Dewese and James first met in high school in Mesquite in the early 1990s but didn’t become friends and collaborators until their college years, when Dewese was studying in Brownwood and James was at Southern Methodist University. They saw each other at home during breaks. The two were music aficionados and started mailing each other mix tapes. “The more obscure music, the better,” James said. Ultimately, music that Dewese and James wrote and performed separately began appearing on the tapes. “We didn’t necessarily think you had to be good at guitar [to write your own songs], and some of the songs that we knew and liked didn’t seem that hard to play,” James said. “That started it.”
With a friend, Dewese and James began performing and recording their material, using their church’s drum kit and recording equipment. “At some point,” James said, “I was like, ‘Why don’t we make a 7-inch single? It seems that all these other bands we like have done that.’ ”
Dewese eventually moved to Nashville, and James spent time in Los Angeles and Austin. (He received his MBA from the University of Texas.) But The Foxymorons never wavered. The band “just sort of evolved –– it’s just an aspect, an extension, of our friendship,” James said. “We meet up, hang out, we eat, and we mess around, and always at some point, somebody picks up a guitar and says, ‘I’ve got this song.’ ”
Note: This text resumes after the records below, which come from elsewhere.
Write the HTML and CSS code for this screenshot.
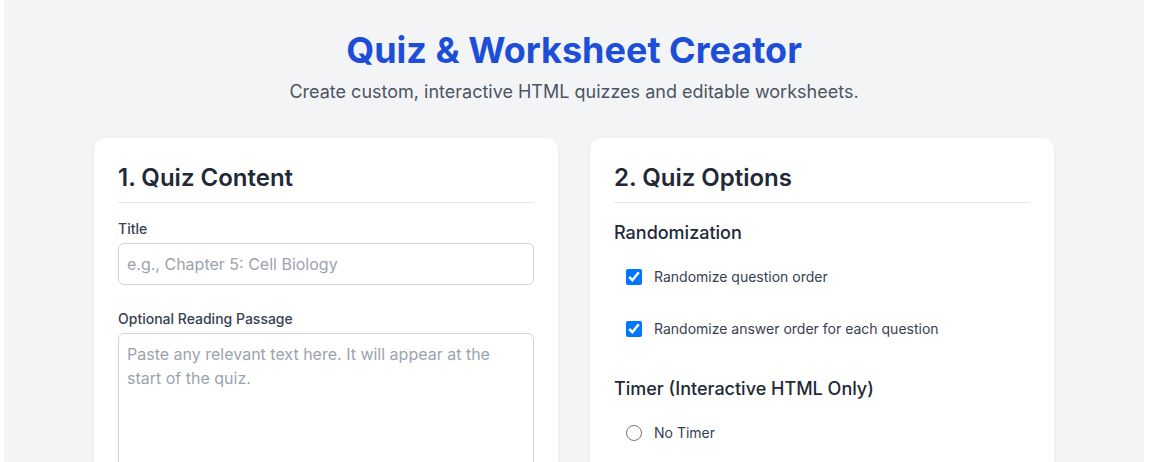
FILE: index.html
```html
<!DOCTYPE html>
<html>
<head>
  <meta charset="UTF-8">
  <title>Quiz &amp; Worksheet Creator</title>
  <link rel="stylesheet" href="styles.css">
</head>
<body>
  <div class="page">
    <div class="container">
      <div class="header">
        <h1>Quiz &amp; Worksheet Creator</h1>
        <p>Create custom, interactive HTML quizzes and editable worksheets.</p>
      </div>

      <div class="panels">
        <div class="card">
          <h2 class="card-title">1. Quiz Content</h2>

          <div class="field">
            <label for="quizTitle">Title</label>
            <input id="quizTitle" type="text" placeholder="e.g., Chapter 5: Cell Biology">
          </div>

          <div class="field">
            <label for="passage">Optional Reading Passage</label>
            <textarea id="passage" rows="8" placeholder="Paste any relevant text here. It will appear at the start of the quiz."></textarea>
          </div>
        </div>

        <div class="card">
          <h2 class="card-title">2. Quiz Options</h2>

          <div class="option-group">
            <h3>Randomization</h3>
            <label class="option">
              <input type="checkbox" checked>
              <span>Randomize question order</span>
            </label>
            <label class="option">
              <input type="checkbox" checked>
              <span>Randomize answer order for each question</span>
            </label>
          </div>

          <div class="option-group">
            <h3>Timer (Interactive HTML Only)</h3>
            <label class="option">
              <input type="radio" name="timer">
              <span>No Timer</span>
            </label>
          </div>
        </div>
      </div>
    </div>
  </div>
</body>
</html>
```

FILE: styles.css
```css
body {
  margin: 0;
  padding: 0;
  background: #fff;
  font-family: Inter, 'Noto Sans', Arial, sans-serif;
  color: #1f2937;
}

.page {
  margin: 0 6px 0 4px;
  min-height: 100vh;
  background: #f3f4f6;
}

.container {
  max-width: 960px;
  margin: 0 auto;
  padding: 30px 0 32px;
}

.header {
  text-align: center;
  margin-bottom: 32px;
}

.header h1 {
  margin: 0 0 8px 0;
  font-size: 36px;
  line-height: 40px;
  font-weight: 700;
  color: #1d4ed8;
}

.header p {
  margin: 0;
  font-size: 18px;
  line-height: 28px;
  color: #4b5563;
}

.panels {
  display: grid;
  grid-template-columns: 1fr 1fr;
  gap: 32px;
}

.card {
  background: white;
  border-radius: 12px;
  padding: 24px;
  box-shadow: 0 1px 3px rgba(0, 0, 0, 0.06), 0 1px 2px rgba(0, 0, 0, 0.04);
}

.card-title {
  margin: 0 0 16px 0;
  padding-bottom: 8px;
  font-size: 24px;
  line-height: 32px;
  font-weight: 600;
  color: #1f2937;
  border-bottom: 1px solid #e5e7eb;
}

.field {
  margin-bottom: 24px;
}

.field label {
  display: block;
  margin-bottom: 4px;
  font-size: 14px;
  line-height: 20px;
  font-weight: 500;
  color: #374151;
}

.field input,
.field textarea {
  display: block;
  width: 100%;
  box-sizing: border-box;
  padding: 8px;
  border: 1px solid #d1d5db;
  border-radius: 6px;
  font-family: inherit;
  font-size: 16px;
  line-height: 24px;
  color: #1f2937;
  background: white;
  resize: vertical;
}

.field input::placeholder,
.field textarea::placeholder {
  color: #9ca3af;
}

.option-group {
  margin-bottom: 24px;
}

.option-group h3 {
  margin: 0 0 8px 0;
  font-size: 18px;
  line-height: 28px;
  font-weight: 500;
  color: #1f2937;
}

.option {
  display: flex;
  align-items: center;
  gap: 12px;
  padding: 12px;
  margin-bottom: 8px;
  border-radius: 6px;
  font-size: 14px;
  line-height: 20px;
  color: #374151;
}

.option input {
  width: 16px;
  height: 16px;
  margin: 0;
  accent-color: #0075ff;
}
```
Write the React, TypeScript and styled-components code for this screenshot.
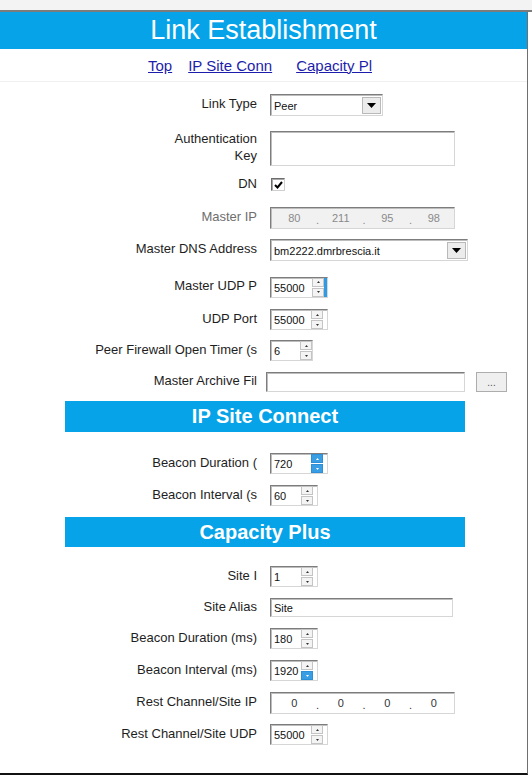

In the mid-’00s, Dewese and James added some players, put out a couple of albums, including the Pitchfork-approved Hesitation Eyes, and in ’06 played the SXSW Music Festival. “I thought we were going to put out [an album] the next year,” James said. “There was no intention to wait five years to put out a new album. But [Dewese] had been doing a lot of traveling … and then we started the clothing line. Our attentions had diverted to these other things. Life had sort of gotten in the way. Or just laziness.”
After the last shipment of American Viceroy clothing was made, Dewese and James both agreed that the time had come to make another record. “Songs had been stockpiling, and we weren’t doing anything with them,” James said. “I always knew we were going to make another record. We knew we weren’t over. We just didn’t know it was going to take so long.”
With help from some session players, including drummer Brian Fuzzell, pianist Chris Davis, and multi-instrumentalist Stephen Jerkins, Dewese and James holed up in Dewese’s home studio in Nashville and pumped out Bible Stories in a couple of weeks. “We have friends that spend a lot of time in the studio,” James said. “I don’t relate to it. We know the songs going in. They happen relatively fast. … I’m only there for three or four days, an extended weekend. A lot of that [time], we’re at the movies or at the bar or hanging out with our friends. Then it’s time to do work.”
Mastered by Centro-matic’s Matt Pence, who also did Hesitation Eyes, the new CD moves through highs and lows and has an ironic sensibility like an indie film from indie-filmdom’s halcyon days of the late 1990s/early 2000s. Starring in The Foxymorons’ melodic bursts are a “passion shark,” an “incandescent man,” and a “teenage typing queen,” among many other characters. Dewese and James share singing duties –– Dewese’s voice is sweet, smooth, and masculine while James’ is nervous, tiny, and cute. Every song is tightly structured and highly melodious. The duo rocks reverb-laden riffs almost as often as gently strumming or finger-picking acoustic guitars. One standout track is “Say It Aloud,” a hard-charging rocker in the spirit of Soul Asylum and complete with honey-dripping vocal harmonies during the chorus. Another hit is “Out of Control,” a toe-tapper built around a simple staccato guitar riff, snappy snare, and tambourine, the bridge formed by a refrain of ba-ba-dada-da.
The rest of the album is equally winning. “Sick of California” is a slow burn, its heavy bass complementing Dewese’s dreamy delivery. “Skinny Cow Blues” comes on like an old C&W ballad, with James at his cutest singing, “We never connect just right / Like a clumsy high five … that dressing gown’s awful tight / That dressing gown’s tight / But it’s alright.” “This Too Shall Pass” is an acoustic-and-vocals lullaby that calls to mind nothing less than “Dust in the Wind” (though not as melancholy). Another softy is “Meskeeters (Sweet Sixteen),” one of several songs about awkward teenage years. “Your boyfriend’s broke, you think it’s a joke, now you’re looking for an older guy,” James sings, his voice soft and on the verge of cracking, “So at the Dairy Queen, you talk so obscene, and you leave without saying goodbye.” Bible Stories could be the soundtrack to a sequel to Napoleon Dynamite or Rushmore.
“We’re writing songs that we want to hear,” James said. “I’m writing songs that I think are cool, that are interesting to me, and we share a common sensibility and reference points. And so we have this distinct idea of what we think is cool or what we think is interesting, and I think that’s it. … We want to make music that’s exciting and interesting.”